* Problem to solve *
Take each line containing "index" and report it exactly as written.

* Available data *

--

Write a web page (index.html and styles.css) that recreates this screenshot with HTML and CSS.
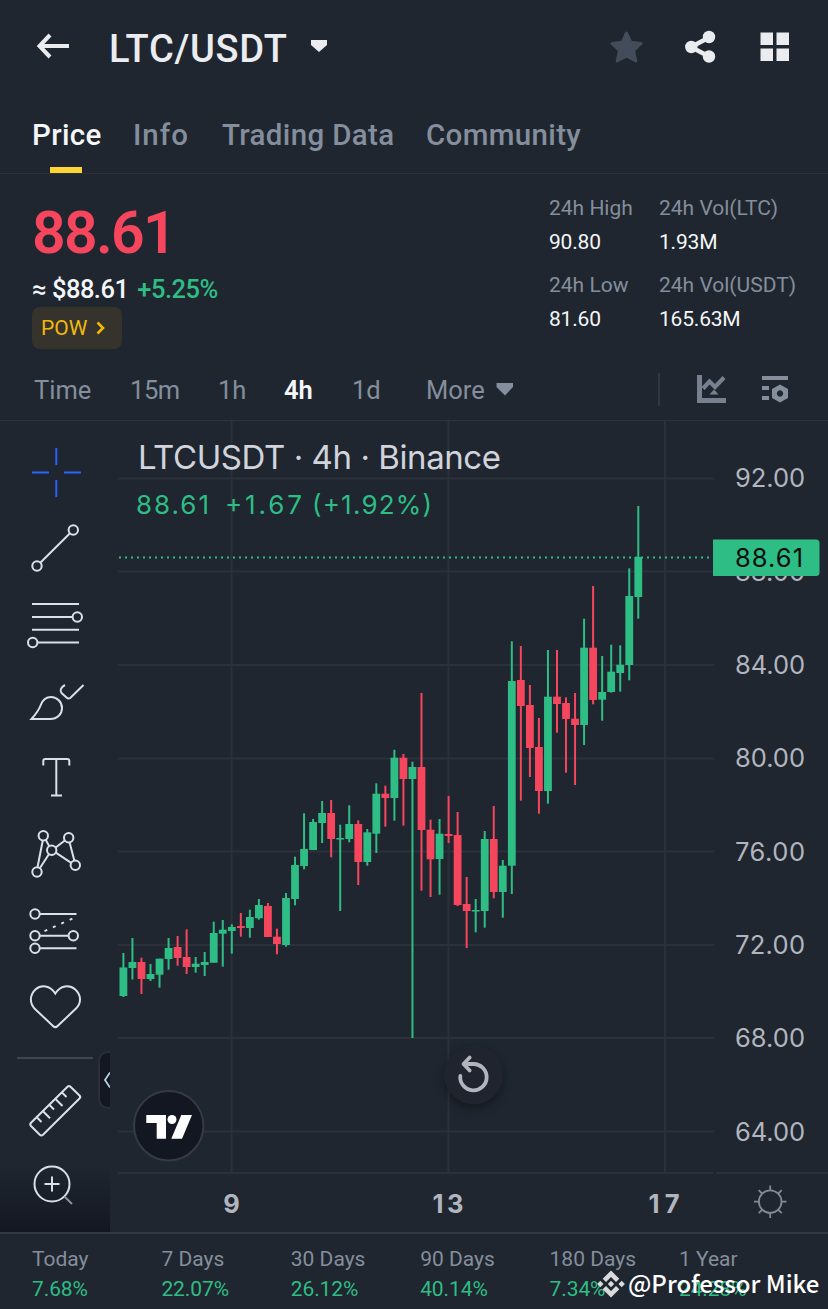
FILE: index.html
```html
<!DOCTYPE html>
<html lang="en">

<head>
    <meta charset="UTF-8">
    <meta name="viewport" content="width=device-width, initial-scale=1.0">
    <title>LTC/USDT</title>
    <link rel="stylesheet" href="styles.css">
</head>

<body>
    <header class="topbar">
        <svg class="back" width="34" height="28" viewBox="0 0 34 28">
            <path d="M14 2 L3.500 13 L14 24 M4 13 H33" fill="none" stroke="#eaecef" stroke-width="4" />
        </svg>
        <h1 class="pair">LTC/USDT</h1>
        <svg class="caret" width="16" height="13" viewBox="0 0 16 13">
            <path d="M0 0 H16 V5 L8 12 L0 5 Z" fill="#eaecef" />
        </svg>
        <div class="actions">
            <svg width="34" height="34" viewBox="0 0 34 34">
                <path d="M16.500 3 L20.800 12.300 L31 13.500 L23.500 20.500 L25.800 31 L16.500 26 L7.200 31 L9.500 20.500 L2 13.500 L12.200 12.300 Z" fill="#434c5a" stroke="#434c5a" stroke-width="3" stroke-linejoin="round" />
            </svg>
            <svg class="share" width="34" height="34" viewBox="0 0 34 34">
                <path d="M26 7.500 L8 17 L26 26.500" fill="none" stroke="#eaecef" stroke-width="4.500" />
                <circle cx="26" cy="7" r="6.200" fill="#eaecef" />
                <circle cx="8.300" cy="17" r="6.200" fill="#eaecef" />
                <circle cx="26" cy="26.500" r="6.200" fill="#eaecef" />
            </svg>
            <svg width="30" height="30" viewBox="0 0 30 30">
                <path d="M0.500 0.500h12.500v12.500h-12.500z M16.500 0.500h12.500v12.500h-12.500z M0.500 16.500h12.500v12.500h-12.500z M16.500 16.500h12.500v12.500h-12.500z" fill="#eaecef" />
            </svg>
        </div>
    </header>

    <nav class="tabs">
        <a class="tab tab-price active">Price</a>
        <a class="tab tab-info">Info</a>
        <a class="tab tab-data">Trading Data</a>
        <a class="tab tab-community">Community</a>
    </nav>

    <section class="summary">
        <div class="quote">
            <div class="last">88.61</div>
            <div class="fiat">≈ $88.61 <span class="up">+5.25%</span></div>
            <a class="tag">POW
                <svg width="9" height="14" viewBox="0 0 9 14">
                    <path d="M1.500 1.500 L7 7 L1.500 12.500" fill="none" stroke="#f0b90b" stroke-width="2.600" />
                </svg>
            </a>
        </div>
        <dl class="stats">
            <div><dt>24h High</dt><dd>90.80</dd></div>
            <div><dt>24h Vol(LTC)</dt><dd>1.93M</dd></div>
            <div><dt>24h Low</dt><dd>81.60</dd></div>
            <div><dt>24h Vol(USDT)</dt><dd>165.63M</dd></div>
        </dl>
    </section>

    <div class="intervals">
        <span class="iv iv-time">Time</span>
        <span class="iv iv-15m">15m</span>
        <span class="iv iv-1h">1h</span>
        <span class="iv iv-4h active">4h</span>
        <span class="iv iv-1d">1d</span>
        <span class="iv iv-more">More</span>
        <svg width="18" height="13" viewBox="0 0 18 13">
            <path d="M0.500 0 H17 V4 L9 12.500 L0.500 4 Z" fill="#848e9c" />
        </svg>
        <div class="tools">
            <svg width="30" height="30" viewBox="0 0 30 30">
                <path d="M2.500 1 V26.500 H29" fill="none" stroke="#76808f" stroke-width="5" />
                <path d="M6 14.500 L12.500 7.500 L18 13 L27 3.500" fill="none" stroke="#76808f" stroke-width="4.200" />
                <path d="M12.500 20.500 L17 15.500 L21.500 20.500 Z" fill="#76808f" />
            </svg>
            <svg width="28" height="28" viewBox="0 0 28 28">
                <path d="M1 1h26v4h-26z M1 11h7v4h-7z M1 21h7v4h-7z" fill="#848e9c" />
                <path fill-rule="evenodd" d="M19 9.500 L27 14 V23 L19 27.500 L11 23 V14 Z M19 15.300 a3.200 3.200 0 1 0 .01 0 Z" fill="#848e9c" />
            </svg>
        </div>
    </div>

    <main class="chart">
        <aside class="toolbar">
            <svg class="tool cross" viewBox="0 0 110 76">
                <path d="M56.300 14 V31 M56.300 46 V63 M32 38.500 H49 M64 38.500 H81" />
            </svg>
            <svg class="tool" viewBox="0 0 110 76">
                <path d="M40.300 52.700 L70 23.300" />
                <circle cx="73.300" cy="20" r="4.700" />
                <circle cx="37" cy="56" r="4.700" />
            </svg>
            <svg class="tool" viewBox="0 0 110 76">
                <path d="M32 18 H79 M32 31 H72.500 M32 43.700 H79 M37.500 56.500 H79" />
                <circle cx="77.300" cy="31" r="4.700" />
                <circle cx="32.700" cy="56.500" r="4.700" />
            </svg>
            <svg class="tool" viewBox="0 0 110 76">
                <path d="M65 23 C61 25 59.500 28.500 61.500 31 L66.500 35.500 Q68.500 37.300 70.500 35.700 L83.500 23" />
                <path d="M31.500 57 H50 C57.500 57 62 52 62 46 C62 40 57 35 51 35 C46.500 35 43 37.500 41 42.500 C39 48 36 52 31.500 57 Z" />
            </svg>
            <svg class="tool" viewBox="0 0 110 76">
                <path d="M43.300 27.500 V23 Q43.300 21 45.300 21 H67.300 Q69.300 21 69.300 23 V27.500 M56.300 21 V57.500 M51 57.500 H62" />
            </svg>
            <svg class="tool" viewBox="0 0 110 76">
                <path d="M42.800 26.300 L37.500 53.300 M45.700 25.700 L49.300 32.300 M55.700 33.500 L64.800 26.500 M69.600 28.400 L74.400 46.700 M55.800 38.700 L71.200 48.900 M48.900 40.200 L39.800 54.200" />
                <circle cx="43.300" cy="21.700" r="4.700" />
                <circle cx="68.700" cy="23.700" r="4.700" />
                <circle cx="51.700" cy="36.300" r="4.700" />
                <circle cx="37" cy="58" r="4.700" />
                <circle cx="75.300" cy="51.300" r="4.700" />
            </svg>
            <svg class="tool" viewBox="0 0 110 76">
                <path d="M40 24 H76.500 M40 45.700 H68.500 M40 58.300 H76.500" />
                <path d="M44.500 41.200 L72.500 28.500" stroke-dasharray="3 6.200" />
                <circle cx="35" cy="24" r="4.700" />
                <circle cx="35" cy="45.700" r="4.700" />
                <circle cx="73.300" cy="45.700" r="4.700" />
                <circle cx="35" cy="58.300" r="4.700" />
            </svg>
            <svg class="tool" viewBox="0 0 110 76">
                <path d="M55.300 27.500 C50 19 41 18.500 35.700 23.300 C29.500 29 29.500 37 34.500 42.500 L53 60 Q55.300 62.300 57.600 60 L76 42.500 C81.500 37 81.500 29 75 23.300 C69.500 18.500 60.500 19 55.300 27.500 Z" />
            </svg>
            <hr class="sep">
            <svg class="tool" viewBox="0 0 110 76">
                <path d="M67.500 15.700 Q69 14.200 70.500 15.700 L79.500 24.500 Q81 26 79.500 27.500 L43 63.800 Q41.300 65.300 39.800 63.800 L31 55 Q29.500 53.300 31 51.800 Z" />
                <path d="M37 46.500 L41.500 51 M43 40.300 L50 47.300 M49.500 34 L54 38.500 M55.500 28 L62.500 35 M62 21.500 L66.500 26" />
            </svg>
            <svg class="tool" viewBox="0 0 110 76">
                <circle cx="52" cy="37" r="17.500" />
                <path d="M44.500 37 H59.500 M52 29.500 V44.500" />
                <path d="M64.500 49.500 L72 57" stroke="#8c9099" />
            </svg>
            <div class="collapse">
                <svg width="8" height="16" viewBox="0 0 8 16">
                    <path d="M8 0.500 L3 8 L8 15.500" fill="none" stroke="#b5d0dc" stroke-width="1.800" />
                </svg>
            </div>
        </aside>

        <div class="plot">
            <svg class="plot-svg" width="718" height="811" viewBox="110 421 718 811">
                <path class="grid" d="M231.500 421 V1172 M448.500 421 V1172 M665 421 V1172 M118 478.500 H714 M118 571.500 H714 M118 665 H714 M118 758.500 H714 M118 851.500 H714 M118 945 H714 M118 1038 H714 M118 1131.500 H714 M118 1173 H713.500 M716 1173 H828" />
                <g id="candles"></g>
                <path class="last-line" d="M119 557.500 H713" />
                <g class="axis">
                    <text x="735" y="487" textLength="70">92.00</text>
                    <text x="735" y="580.500" textLength="70">88.00</text>
                    <text x="735" y="674" textLength="70">84.00</text>
                    <text x="735" y="767" textLength="70">80.00</text>
                    <text x="735" y="860.500" textLength="70">76.00</text>
                    <text x="735" y="954" textLength="70">72.00</text>
                    <text x="735" y="1047" textLength="70">68.00</text>
                    <text x="735" y="1140.500" textLength="70">64.00</text>
                </g>
                <path d="M713 539.500 H816 Q819.500 539.500 819.500 543 V572.500 Q819.500 576 816 576 H713 Z" fill="#2ebd85" />
                <text class="price-label" x="735" y="566.500" textLength="68">88.61</text>
                <g class="dates">
                    <text x="231.500" y="1213">9</text>
                    <text x="448" y="1213" textLength="31">13</text>
                    <text x="664" y="1213" textLength="31">17</text>
                </g>
                <g fill="none" stroke="#848993" stroke-width="1.800">
                    <circle cx="770.200" cy="1201.700" r="11.300" />
                    <path d="M770.200 1190 v-4.500 M770.200 1213.500 v4.500 M758.500 1201.700 h-4.500 M782 1201.700 h4.500 M762 1193.500 l-3.300 -3.300 M778.400 1193.500 l3.300 -3.300 M762 1209.900 l-3.300 3.300 M778.400 1209.900 l3.300 3.300" />
                </g>
                <text class="legend-title" x="138" y="469" textLength="363">LTCUSDT · 4h · Binance</text>
                <g class="legend-values">
                    <text x="136" y="514" textLength="73">88.61</text>
                    <text x="225" y="514" textLength="77">+1.67</text>
                    <text x="312" y="514" textLength="120">(+1.92%)</text>
                </g>
                <circle cx="168.700" cy="1125.700" r="34.700" fill="#131722" stroke="#363a45" stroke-width="2" />
                <path d="M146.300 1115 H166 V1138.700 H156.700 V1123 H146.300 Z M181.300 1115 H192 L182 1138.700 H171.300 Z" fill="#fff" />
                <circle cx="172" cy="1119.500" r="4.500" fill="#fff" />
                <circle class="reset" cx="473.700" cy="1074.700" r="29.500" />
                <path d="M460.300 1076 A13.200 13.200 0 1 0 473.500 1064 H464 M469.700 1057.500 L463.500 1064 L469.700 1070.500" fill="none" stroke="#b2b5be" stroke-width="3.800" stroke-linecap="round" stroke-linejoin="round" />
            </svg>
        </div>
    </main>

    <footer class="periods">
        <div><span>Today</span><b>7.68%</b></div>
        <div><span>7 Days</span><b>22.07%</b></div>
        <div><span>30 Days</span><b>26.12%</b></div>
        <div><span>90 Days</span><b>40.14%</b></div>
        <div><span>180 Days</span><b>7.34%</b></div>
        <div><span>1 Year</span><b>24.28%</b></div>
        <div class="credit">
            <svg width="28" height="28" viewBox="0 0 28 28">
                <path d="M14 0.500 L22.300 8.800 L19 12 L14 7 L9 12 L5.700 8.800 Z M14 27.500 L22.300 19.200 L19 16 L14 21 L9 16 L5.700 19.200 Z M3.300 10.800 L6.500 14 L3.300 17.200 L0.100 14 Z M24.700 10.800 L27.900 14 L24.700 17.200 L21.500 14 Z M14 10.800 L17.200 14 L14 17.200 L10.800 14 Z" fill="#d9dadc" />
            </svg>
            <span>@Professor Mike</span>
        </div>
    </footer>

    <script src="script.js"></script>
</body>

</html>
```
FILE: styles.css
```css
html,
body {
    margin: 0;
    padding: 0;
}

body {
    width: 828px;
    height: 1309px;
    overflow: hidden;
    background: #1f262f;
    color: #eaecef;
    font-family: Roboto, "Liberation Sans", sans-serif;
}

.topbar {
    display: flex;
    align-items: center;
    height: 94px;
    padding: 0 38px 0 36px;
}

.pair {
    margin: 3px 0 0 39px;
    font-size: 38px;
    font-weight: 500;
    line-height: 44px;
    letter-spacing: 0.7px;
}

.caret {
    margin: -2px 0 0 23px;
}

.actions {
    display: flex;
    align-items: center;
    gap: 41px;
    margin-left: auto;
}

.share {
    margin: 0 2px 0 -2px;
}

.tabs {
    display: flex;
    height: 79px;
    padding-left: 32px;
    border-bottom: 1px solid #2b323c;
}

.tab {
    position: relative;
    padding-top: 23px;
    color: #848e9c;
    font-size: 29.5px;
    font-weight: 500;
    line-height: 36px;
    letter-spacing: 0.35px;
}

.tab-price {
    width: 101px;
}

.tab-info {
    width: 89px;
    letter-spacing: 1px;
}

.tab-data {
    width: 204px;
}

.tab.active {
    color: #f5f6f8;
}

.tab.active::after {
    content: "";
    position: absolute;
    left: 18px;
    bottom: 0;
    width: 32px;
    height: 6px;
    background: #fcd535;
}

.summary {
    display: flex;
    justify-content: space-between;
    height: 184px;
}

.quote {
    padding: 28px 0 0 32px;
}

.last {
    color: #f6465d;
    font-size: 59px;
    font-weight: 600;
    line-height: 62px;
    letter-spacing: -1.7px;
}

.fiat {
    margin-top: 10px;
    color: #f5f6f8;
    font-size: 25.5px;
    font-weight: 500;
    line-height: 30px;
    letter-spacing: -0.5px;
}

.up {
    margin-left: 3px;
    color: #2ebd85;
}

.tag {
    display: flex;
    align-items: center;
    gap: 9px;
    width: 81px;
    height: 42px;
    margin-top: 3px;
    padding-left: 9px;
    border-radius: 8px;
    background: #35332b;
    color: #f0b90b;
    font-size: 21px;
}

.stats {
    display: grid;
    grid-template-columns: 110px 169px;
    grid-auto-rows: 76.5px;
    margin: 20px 0 0;
    font-size: 21px;
    line-height: 28px;
}

.stats dt {
    color: #848e9c;
    white-space: nowrap;
}

.stats dd {
    margin: 6px 0 0;
    color: #f5f6f8;
    letter-spacing: -0.2px;
}

.intervals {
    display: flex;
    align-items: center;
    height: 62px;
    padding-left: 34px;
    border-bottom: 1px solid #2b323c;
    color: #848e9c;
    font-size: 25.5px;
}

.iv {
    flex: none;
    padding-top: 2px;
}

.iv-time {
    width: 96px;
}

.iv-15m {
    width: 88px;
    letter-spacing: -0.4px;
}

.iv-1h {
    width: 66px;
}

.iv-4h {
    width: 68px;
    color: #f5f6f8;
    font-weight: 600;
}

.iv-1d {
    width: 74px;
}

.iv-more {
    width: 70px;
}

.tools {
    display: flex;
    align-items: center;
    gap: 34px;
    height: 33px;
    margin-left: auto;
    padding: 0 39px 0 37px;
    border-left: 2px solid #2f3741;
}

.chart {
    display: flex;
    height: 811px;
}

.toolbar {
    position: relative;
    width: 110px;
    padding-top: 13px;
    box-sizing: border-box;
    background: linear-gradient(#1f262f 745px, #131722 811px);
}

.tool {
    display: block;
    width: 110px;
    height: 76px;
    fill: none;
    stroke: #dbdfe8;
    stroke-width: 2;
}

.cross {
    stroke: #2962ff;
}

.sep {
    width: 76px;
    height: 2px;
    margin: 15px 17px 12px;
    border: 0;
    background: #40454f;
}

.collapse {
    position: absolute;
    right: 0;
    top: 630px;
    display: flex;
    align-items: center;
    justify-content: flex-end;
    width: 10px;
    height: 54px;
    border: 2px solid #2a2f3a;
    border-right: 0;
    border-radius: 10px 0 0 10px;
    background: #131722;
}

.plot-svg {
    display: block;
    font-family: Inter, "Liberation Sans", sans-serif;
}

.grid {
    fill: none;
    stroke: #2b313b;
    stroke-width: 2;
}

.candle-up {
    fill: #2ebd85;
}

.candle-down {
    fill: #f6465d;
}

.last-line {
    stroke: #2ebd85;
    stroke-width: 2;
    stroke-dasharray: 2 4;
}

.axis {
    fill: #b2b5be;
    font-size: 25.5px;
}

.price-label {
    fill: #0b0e11;
    font-size: 25.5px;
}

.dates {
    fill: #b2b5be;
    font-size: 25.5px;
    font-weight: 700;
    text-anchor: middle;
}

.legend-title {
    fill: #d1d4dc;
    font-size: 33px;
}

.legend-values {
    fill: #2ebd85;
    font-size: 26px;
}

.reset {
    fill: #1f242f;
    filter: drop-shadow(0 4px 5px rgba(0, 0, 0, .35));
}

.periods {
    position: relative;
    display: grid;
    grid-template-columns: repeat(6, 129.4px);
    height: 75px;
    padding: 10px 0 0 32px;
    border-top: 2px solid #323944;
    box-sizing: border-box;
    font-size: 21px;
}

.periods span,
.periods b {
    display: block;
    font-weight: 400;
    line-height: 30px;
}

.periods span {
    color: #848e9c;
}

.periods b {
    color: #2ebd85;
    letter-spacing: -0.1px;
}

.credit {
    position: absolute;
    left: 597px;
    top: 36px;
    display: flex;
    align-items: center;
    gap: 3px;
}

.periods .credit span {
    margin-top: -3px;
    color: #fff;
    font-family: "Noto Sans CJK SC", "Noto Sans", sans-serif;
    font-size: 24px;
    font-weight: 500;
    white-space: nowrap;
}
```
FILE: script.js
```js
// up/down, body top, body bottom, high, low (y positions in the plot)
var candles = [
    ['u', 967.5, 996, 953, 997],
    ['u', 962, 968, 938, 979.5],
    ['d', 962, 979, 957.7, 994],
    ['u', 974, 979, 964, 981],
    ['u', 958.7, 974.7, 958.7, 987.7],
    ['u', 948, 959, 938, 969.7],
    ['d', 947, 958, 936, 965.7],
    ['d', 957, 967, 929.3, 974],
    ['u', 963.7, 967, 957, 972.7],
    ['u', 962, 965, 952, 976],
    ['u', 933, 962.7, 921.7, 962.7],
    ['u', 929.7, 933.7, 920, 966.7],
    ['u', 927, 931, 924.3, 953.7],
    ['d', 926, 928, 913, 936.7],
    ['u', 917, 928, 909.7, 937.7],
    ['u', 905, 918.3, 899, 919.7],
    ['d', 906, 937, 903, 937],
    ['d', 936.7, 944, 928.7, 954.3],
    ['u', 898, 945, 893, 946.7],
    ['u', 865, 899, 856.7, 905.3],
    ['u', 849, 866, 813.3, 869.3],
    ['u', 822, 850, 819, 850],
    ['u', 813, 823, 801, 843],
    ['d', 813, 839, 800, 857.3],
    ['u', 838, 839, 824.7, 911],
    ['u', 824, 839, 805.3, 842.3],
    ['d', 824, 862, 820.3, 885],
    ['u', 832.3, 862, 829, 865.7],
    ['u', 793.7, 833.7, 783.3, 853],
    ['d', 793.7, 798, 785.7, 826.7],
    ['u', 757.7, 798, 749.7, 820.7],
    ['d', 757.7, 779, 754, 825.7],
    ['u', 767, 779, 761.7, 1038],
    ['d', 767, 830, 693, 890.7],
    ['d', 829.7, 859.3, 819.7, 897],
    ['u', 833.7, 859, 819, 894.7],
    ['d', 834, 836, 796, 843],
    ['d', 835, 905, 812, 906],
    ['d', 904, 911, 877, 948],
    ['u', 910, 911, 899, 932.3],
    ['u', 839, 911, 831, 927.7],
    ['d', 839, 892, 806, 898.3],
    ['u', 865.7, 892, 860, 917.7],
    ['u', 681, 865.7, 641.3, 894],
    ['d', 680, 706, 646, 800.7],
    ['d', 705, 748, 685, 777],
    ['d', 747, 791, 718, 813.7],
    ['u', 696.7, 791, 650, 803.7],
    ['d', 696.7, 704, 650, 732.7],
    ['d', 703, 719, 697.3, 772.7],
    ['d', 718.7, 725, 693, 785],
    ['u', 647.7, 725, 618.7, 745],
    ['d', 647.7, 700, 586, 704.3],
    ['u', 692, 699.7, 656, 720.7],
    ['u', 671.7, 692, 644.7, 692.7],
    ['u', 664.7, 673, 645.3, 691.7],
    ['u', 596, 665, 568.3, 680.3],
    ['u', 557, 597, 506, 618.7]
];

var group = document.getElementById('candles');

function addRect(cls, x, y, w, h) {
    var r = document.createElementNS('http://www.w3.org/2000/svg', 'rect');
    r.setAttribute('class', cls);
    r.setAttribute('x', x);
    r.setAttribute('y', y);
    r.setAttribute('width', w);
    r.setAttribute('height', h);
    group.appendChild(r);
}

candles.forEach(function (c, i) {
    var x = 123.4 + i * 9.033;
    var cls = c[0] === 'u' ? 'candle-up' : 'candle-down';
    addRect(cls, x - 1, c[3], 2, c[4] - c[3]);
    addRect(cls, x - 3.9, c[1], 7.8, Math.max(c[2] - c[1], 1.5));
});
```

--

* Result of the task *
Write a web page (index.html and styles.css) that recreates this screenshot with HTML and CSS.
FILE: index.html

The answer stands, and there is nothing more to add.